====== Material

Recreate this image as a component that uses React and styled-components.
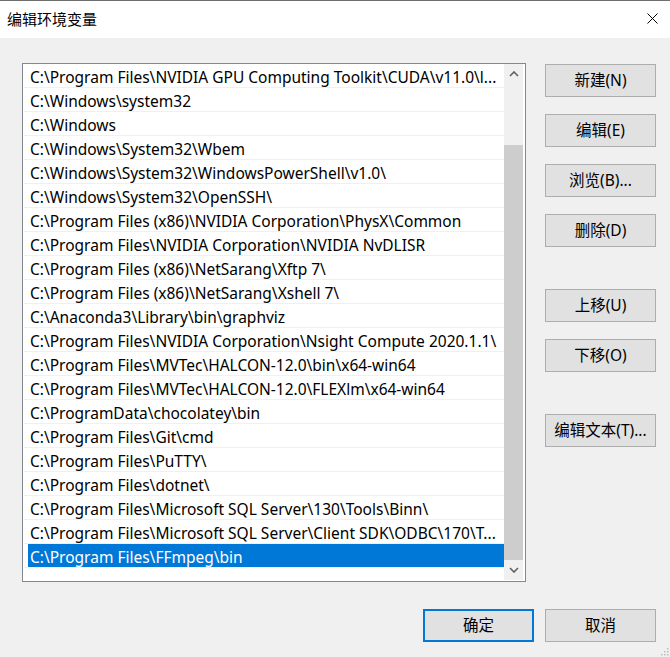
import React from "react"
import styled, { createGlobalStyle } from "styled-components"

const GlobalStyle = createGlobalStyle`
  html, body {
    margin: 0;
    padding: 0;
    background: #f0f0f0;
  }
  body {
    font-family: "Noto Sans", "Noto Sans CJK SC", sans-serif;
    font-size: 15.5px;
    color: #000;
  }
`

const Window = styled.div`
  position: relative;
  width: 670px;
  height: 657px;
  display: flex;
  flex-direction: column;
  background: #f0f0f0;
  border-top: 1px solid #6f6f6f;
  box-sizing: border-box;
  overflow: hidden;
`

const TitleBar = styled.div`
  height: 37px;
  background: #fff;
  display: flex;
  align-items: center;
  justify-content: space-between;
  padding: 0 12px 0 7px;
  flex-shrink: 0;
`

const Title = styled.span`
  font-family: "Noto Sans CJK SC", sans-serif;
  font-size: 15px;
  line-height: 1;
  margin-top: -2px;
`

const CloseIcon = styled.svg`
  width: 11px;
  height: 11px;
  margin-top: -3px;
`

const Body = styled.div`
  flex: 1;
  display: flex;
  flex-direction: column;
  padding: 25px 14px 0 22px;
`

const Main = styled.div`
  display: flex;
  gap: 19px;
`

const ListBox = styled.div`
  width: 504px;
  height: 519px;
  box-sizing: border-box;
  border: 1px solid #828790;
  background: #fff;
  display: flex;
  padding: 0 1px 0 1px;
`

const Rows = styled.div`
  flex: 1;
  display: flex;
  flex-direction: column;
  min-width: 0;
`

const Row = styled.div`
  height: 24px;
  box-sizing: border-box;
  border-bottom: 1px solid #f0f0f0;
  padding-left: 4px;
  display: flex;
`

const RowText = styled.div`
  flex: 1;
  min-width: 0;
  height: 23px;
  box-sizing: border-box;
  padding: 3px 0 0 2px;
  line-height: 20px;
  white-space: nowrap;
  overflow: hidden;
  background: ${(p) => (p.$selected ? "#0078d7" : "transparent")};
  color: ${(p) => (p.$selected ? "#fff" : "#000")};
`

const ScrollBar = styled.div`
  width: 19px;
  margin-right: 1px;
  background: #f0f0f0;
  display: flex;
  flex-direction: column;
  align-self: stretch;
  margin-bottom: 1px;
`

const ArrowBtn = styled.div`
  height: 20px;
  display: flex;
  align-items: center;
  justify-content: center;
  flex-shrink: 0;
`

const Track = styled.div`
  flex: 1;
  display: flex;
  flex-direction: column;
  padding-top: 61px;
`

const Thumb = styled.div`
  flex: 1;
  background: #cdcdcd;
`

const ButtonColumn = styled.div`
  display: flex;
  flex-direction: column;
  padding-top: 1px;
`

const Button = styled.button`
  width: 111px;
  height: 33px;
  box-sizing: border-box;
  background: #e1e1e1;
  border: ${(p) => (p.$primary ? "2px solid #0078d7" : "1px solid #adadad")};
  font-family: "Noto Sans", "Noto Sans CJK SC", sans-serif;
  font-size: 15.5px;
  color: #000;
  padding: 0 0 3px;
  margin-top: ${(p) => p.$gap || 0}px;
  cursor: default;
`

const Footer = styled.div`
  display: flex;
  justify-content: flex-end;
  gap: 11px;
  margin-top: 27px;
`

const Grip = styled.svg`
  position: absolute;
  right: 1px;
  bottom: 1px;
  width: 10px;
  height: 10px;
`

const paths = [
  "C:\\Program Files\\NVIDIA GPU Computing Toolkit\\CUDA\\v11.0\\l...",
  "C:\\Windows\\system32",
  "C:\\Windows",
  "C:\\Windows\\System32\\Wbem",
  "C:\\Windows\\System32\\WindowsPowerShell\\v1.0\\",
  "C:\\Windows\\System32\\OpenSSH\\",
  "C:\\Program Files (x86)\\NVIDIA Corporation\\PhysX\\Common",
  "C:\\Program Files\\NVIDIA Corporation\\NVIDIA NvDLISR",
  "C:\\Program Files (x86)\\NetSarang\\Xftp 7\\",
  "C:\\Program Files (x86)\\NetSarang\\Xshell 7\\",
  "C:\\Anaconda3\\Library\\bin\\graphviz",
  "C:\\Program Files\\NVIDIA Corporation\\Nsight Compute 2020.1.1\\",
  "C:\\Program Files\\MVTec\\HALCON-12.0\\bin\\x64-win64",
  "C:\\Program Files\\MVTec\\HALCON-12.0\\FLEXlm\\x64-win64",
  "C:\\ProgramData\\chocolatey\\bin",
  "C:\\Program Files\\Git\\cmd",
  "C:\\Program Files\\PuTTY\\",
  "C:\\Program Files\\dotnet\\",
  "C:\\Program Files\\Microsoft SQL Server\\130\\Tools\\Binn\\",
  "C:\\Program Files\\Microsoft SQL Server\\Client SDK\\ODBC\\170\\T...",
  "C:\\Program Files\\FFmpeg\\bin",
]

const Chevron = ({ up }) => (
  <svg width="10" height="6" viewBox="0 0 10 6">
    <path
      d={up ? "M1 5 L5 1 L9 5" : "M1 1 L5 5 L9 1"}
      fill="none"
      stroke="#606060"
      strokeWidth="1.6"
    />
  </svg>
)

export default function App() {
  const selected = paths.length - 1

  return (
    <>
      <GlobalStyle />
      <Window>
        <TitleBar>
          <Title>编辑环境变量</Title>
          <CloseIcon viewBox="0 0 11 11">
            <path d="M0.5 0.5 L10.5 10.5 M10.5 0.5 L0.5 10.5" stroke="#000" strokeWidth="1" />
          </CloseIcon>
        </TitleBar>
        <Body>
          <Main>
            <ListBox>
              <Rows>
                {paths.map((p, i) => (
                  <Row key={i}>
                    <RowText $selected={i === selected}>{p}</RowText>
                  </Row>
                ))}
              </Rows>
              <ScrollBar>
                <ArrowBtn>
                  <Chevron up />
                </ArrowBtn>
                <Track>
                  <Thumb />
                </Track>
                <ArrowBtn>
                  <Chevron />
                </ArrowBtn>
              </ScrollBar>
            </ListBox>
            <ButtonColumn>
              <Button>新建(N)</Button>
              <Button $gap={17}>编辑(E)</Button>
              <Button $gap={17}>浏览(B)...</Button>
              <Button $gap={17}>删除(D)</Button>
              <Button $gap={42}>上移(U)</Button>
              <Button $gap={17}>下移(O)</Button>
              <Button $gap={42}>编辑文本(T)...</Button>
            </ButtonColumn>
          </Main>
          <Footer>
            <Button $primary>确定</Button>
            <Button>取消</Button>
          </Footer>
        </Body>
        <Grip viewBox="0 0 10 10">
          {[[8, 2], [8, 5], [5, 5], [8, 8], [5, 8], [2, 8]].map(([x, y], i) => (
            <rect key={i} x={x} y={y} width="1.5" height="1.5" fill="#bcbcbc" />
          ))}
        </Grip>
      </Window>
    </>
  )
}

============

▶ _Exercise_
Copy all the lines of data exactly as they appear, dropping any images.

▶ _Task result_
Recreate this image as a component that uses React and styled-components.
import React from "react"
import styled, { createGlobalStyle } from "styled-components"

const GlobalStyle = createGlobalStyle`
  html, body {
    margin: 0;
    padding: 0;
    background: #f0f0f0;
  }
  body {
    font-family: "Noto Sans", "Noto Sans CJK SC", sans-serif;
    font-size: 15.5px;
    color: #000;
  }
`

const Window = styled.div`
  position: relative;
  width: 670px;
  height: 657px;
  display: flex;
  flex-direction: column;
  background: #f0f0f0;
  border-top: 1px solid #6f6f6f;
  box-sizing: border-box;
  overflow: hidden;
`

const TitleBar = styled.div`
  height: 37px;
  background: #fff;
  display: flex;
  align-items: center;
  justify-content: space-between;
  padding: 0 12px 0 7px;
  flex-shrink: 0;
`

const Title = styled.span`
  font-family: "Noto Sans CJK SC", sans-serif;
  font-size: 15px;
  line-height: 1;
  margin-top: -2px;
`

const CloseIcon = styled.svg`
  width: 11px;
  height: 11px;
  margin-top: -3px;
`

const Body = styled.div`
  flex: 1;
  display: flex;
  flex-direction: column;
  padding: 25px 14px 0 22px;
`

const Main = styled.div`
  display: flex;
  gap: 19px;
`

const ListBox = styled.div`
  width: 504px;
  height: 519px;
  box-sizing: border-box;
  border: 1px solid #828790;
  background: #fff;
  display: flex;
  padding: 0 1px 0 1px;
`

const Rows = styled.div`
  flex: 1;
  display: flex;
  flex-direction: column;
  min-width: 0;
`

const Row = styled.div`
  height: 24px;
  box-sizing: border-box;
  border-bottom: 1px solid #f0f0f0;
  padding-left: 4px;
  display: flex;
`

const RowText = styled.div`
  flex: 1;
  min-width: 0;
  height: 23px;
  box-sizing: border-box;
  padding: 3px 0 0 2px;
  line-height: 20px;
  white-space: nowrap;
  overflow: hidden;
  background: ${(p) => (p.$selected ? "#0078d7" : "transparent")};
  color: ${(p) => (p.$selected ? "#fff" : "#000")};
`

const ScrollBar = styled.div`
  width: 19px;
  margin-right: 1px;
  background: #f0f0f0;
  display: flex;
  flex-direction: column;
  align-self: stretch;
  margin-bottom: 1px;
`

const ArrowBtn = styled.div`
  height: 20px;
  display: flex;
  align-items: center;
  justify-content: center;
  flex-shrink: 0;
`

const Track = styled.div`
  flex: 1;
  display: flex;
  flex-direction: column;
  padding-top: 61px;
`

const Thumb = styled.div`
  flex: 1;
  background: #cdcdcd;
`

const ButtonColumn = styled.div`
  display: flex;
  flex-direction: column;
  padding-top: 1px;
`

const Button = styled.button`
  width: 111px;
  height: 33px;
  box-sizing: border-box;
  background: #e1e1e1;
  border: ${(p) => (p.$primary ? "2px solid #0078d7" : "1px solid #adadad")};
  font-family: "Noto Sans", "Noto Sans CJK SC", sans-serif;
  font-size: 15.5px;
  color: #000;
  padding: 0 0 3px;
  margin-top: ${(p) => p.$gap || 0}px;
  cursor: default;
`

const Footer = styled.div`
  display: flex;
  justify-content: flex-end;
  gap: 11px;
  margin-top: 27px;
`

const Grip = styled.svg`
  position: absolute;
  right: 1px;
  bottom: 1px;
  width: 10px;
  height: 10px;
`

const paths = [
  "C:\\Program Files\\NVIDIA GPU Computing Toolkit\\CUDA\\v11.0\\l...",
  "C:\\Windows\\system32",
  "C:\\Windows",
  "C:\\Windows\\System32\\Wbem",
  "C:\\Windows\\System32\\WindowsPowerShell\\v1.0\\",
  "C:\\Windows\\System32\\OpenSSH\\",
  "C:\\Program Files (x86)\\NVIDIA Corporation\\PhysX\\Common",
  "C:\\Program Files\\NVIDIA Corporation\\NVIDIA NvDLISR",
  "C:\\Program Files (x86)\\NetSarang\\Xftp 7\\",
  "C:\\Program Files (x86)\\NetSarang\\Xshell 7\\",
  "C:\\Anaconda3\\Library\\bin\\graphviz",
  "C:\\Program Files\\NVIDIA Corporation\\Nsight Compute 2020.1.1\\",
  "C:\\Program Files\\MVTec\\HALCON-12.0\\bin\\x64-win64",
  "C:\\Program Files\\MVTec\\HALCON-12.0\\FLEXlm\\x64-win64",
  "C:\\ProgramData\\chocolatey\\bin",
  "C:\\Program Files\\Git\\cmd",
  "C:\\Program Files\\PuTTY\\",
  "C:\\Program Files\\dotnet\\",
  "C:\\Program Files\\Microsoft SQL Server\\130\\Tools\\Binn\\",
  "C:\\Program Files\\Microsoft SQL Server\\Client SDK\\ODBC\\170\\T...",
  "C:\\Program Files\\FFmpeg\\bin",
]

const Chevron = ({ up }) => (
  <svg width="10" height="6" viewBox="0 0 10 6">
    <path
      d={up ? "M1 5 L5 1 L9 5" : "M1 1 L5 5 L9 1"}
      fill="none"
      stroke="#606060"
      strokeWidth="1.6"
    />
  </svg>
)

export default function App() {
  const selected = paths.length - 1

  return (
    <>
      <GlobalStyle />
      <Window>
        <TitleBar>
          <Title>编辑环境变量</Title>
          <CloseIcon viewBox="0 0 11 11">
            <path d="M0.5 0.5 L10.5 10.5 M10.5 0.5 L0.5 10.5" stroke="#000" strokeWidth="1" />
          </CloseIcon>
        </TitleBar>
        <Body>
          <Main>
            <ListBox>
              <Rows>
                {paths.map((p, i) => (
                  <Row key={i}>
                    <RowText $selected={i === selected}>{p}</RowText>
                  </Row>
                ))}
              </Rows>
              <ScrollBar>
                <ArrowBtn>
                  <Chevron up />
                </ArrowBtn>
                <Track>
                  <Thumb />
                </Track>
                <ArrowBtn>
                  <Chevron />
                </ArrowBtn>
              </ScrollBar>
            </ListBox>
            <ButtonColumn>
              <Button>新建(N)</Button>
              <Button $gap={17}>编辑(E)</Button>
              <Button $gap={17}>浏览(B)...</Button>
              <Button $gap={17}>删除(D)</Button>
              <Button $gap={42}>上移(U)</Button>
              <Button $gap={17}>下移(O)</Button>
              <Button $gap={42}>编辑文本(T)...</Button>
            </ButtonColumn>
          </Main>
          <Footer>
            <Button $primary>确定</Button>
            <Button>取消</Button>
          </Footer>
        </Body>
        <Grip viewBox="0 0 10 10">
          {[[8, 2], [8, 5], [5, 5], [8, 8], [5, 8], [2, 8]].map(([x, y], i) => (
            <rect key={i} x={x} y={y} width="1.5" height="1.5" fill="#bcbcbc" />
          ))}
        </Grip>
      </Window>
    </>
  )
}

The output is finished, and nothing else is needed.